真衣と宏、不思議な関係性ではあったがしっくりきました。死にたくて死ぬわけじゃない、まだ生きたい、生きてるのにもうすぐ死ぬ、死にたいのに死ねない、生きることも死ぬこともできない、入院と退院を繰り返す生活。その中でも人との出会いがありそこから新たな希望や絶望が生まれる。

タイトルの"トイレの"の意味。手塚治虫さんの本編でも語られ日記にもあったトイレにこだわる理由は"浄化と昇天"。意味を掘り下げると、トイレは排泄以外の目的で行く人がほとんど居ない汚いイメージの場所であるが人間が生きていく上で絶対に欠かせない場所であり、排泄物を水に流して体と心を浄化する。そしてそれが死と重なることで死を特別なものではなく排泄と同じ日常の一環だと示したかったのだろう。その証拠に絵を描いて息を引き取った宏の表情は一片の曇りも感じられない爽やかなものであった。二つ目に宏自身が画家志望でありながら癌によってその夢を断たれてしまったという経緯があり、だから彼は何としてでも画家として生きることにこだわり、何とか形にして認めさせたかったのであろう。その証拠に彼は柄にもなく商店街の窓拭きをしたり、病気で苦しむ拓人という子どもの為に絵描きまで行う。彼が一番恐れたことは死と共に自分の存在が消えて忘れ去られてしまうことだったとも読み取れる。こういう紆余曲折があったからこそトイレに描くことにこだわったのではないだろうか。

黒澤明監督の名作映画『生きる』にて名優・志村喬が演じる主人公・渡邊勘治と同じ胃がんに本作の主人公・園田宏が罹ったことからも分かるように、『トイレのピエタ』もまた、「生きる意味とは何か」をひた向きに問い続ける作品だと僕は思います。

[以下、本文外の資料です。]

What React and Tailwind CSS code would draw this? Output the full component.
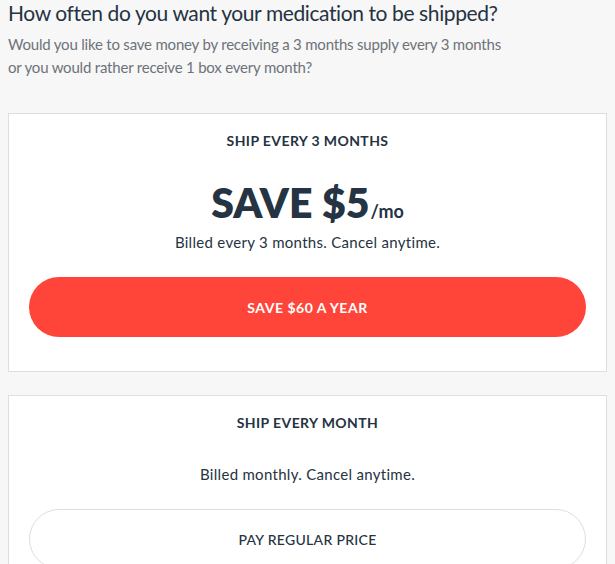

主要な登場人物たちは、その殆どが自身の人生について、より正確に言えば"生"の問題に直面していく。余命宣告を受けた宏、わがままなど許されない家庭環境で暮らし、生きることへの疑問を痛烈に抱いている真衣をはじめ、"仕事"という生きる指標をあっけなく失った横田、幼くして病に罹り"元の生活"へ戻ることを希望し神に祈る拓人、息子である彼を失ったことでこれからの自身の生について嘆く母親などがそうである。そして生の問題ともに語られるのが"必要"という言葉だ。それが特に顕著なのが、横田の放った「そもそも人間なんてさ、この地球上に必要ないんだよね」という台詞。しかしながら、それが答えではないことを終盤における宏の行動が示しくれている気がする。宏は死ぬ間際までタイトルにもなっている通り、トイレのピエタを描き続ける。すでに亡くなってしまった拓人のために、依頼してきた彼の母親のために。あるいはこれから死ぬ自分のために、これから生きる真衣のために。

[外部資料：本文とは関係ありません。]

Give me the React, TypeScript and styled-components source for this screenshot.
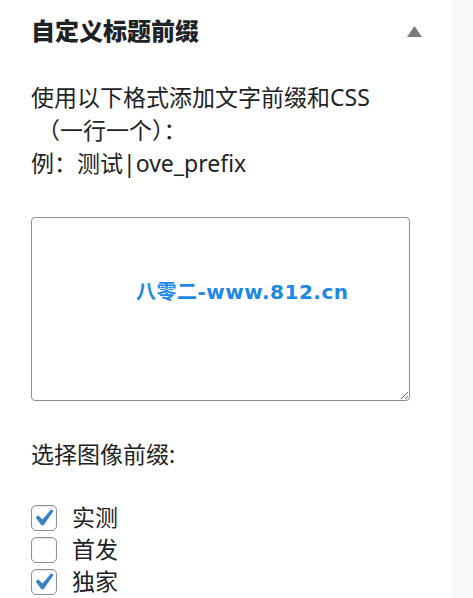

たとえ絵画というものや、それに縛られる自身が世界にとって必要な存在でなかったとしても、それでも"必要"を見出し生きようとする。そして宏が体現した1つの答えにも、真衣はムカつくと怒り、哀しみ、悔しがる。

それが"答え"ではないと訴える。
唯一無二の"答え"を提示するのではなく、あくまで「“生きる”ってなんだよ」と叫び続けます。「“生きる”ってなんだよ」とは、誰もが一度は抱いた疑問の言葉であり叫びの言葉であると思うが、それを二度と思い出さないように、目を瞑り、口を覆い、耳を塞ぐ人がこの世の中の大半である。そうやって逃避する人々に、真衣のごとく「ふざんけんな」という激情をぶつけ、生きる意味について再考させてくれるのが本作のコンセプトであると思います。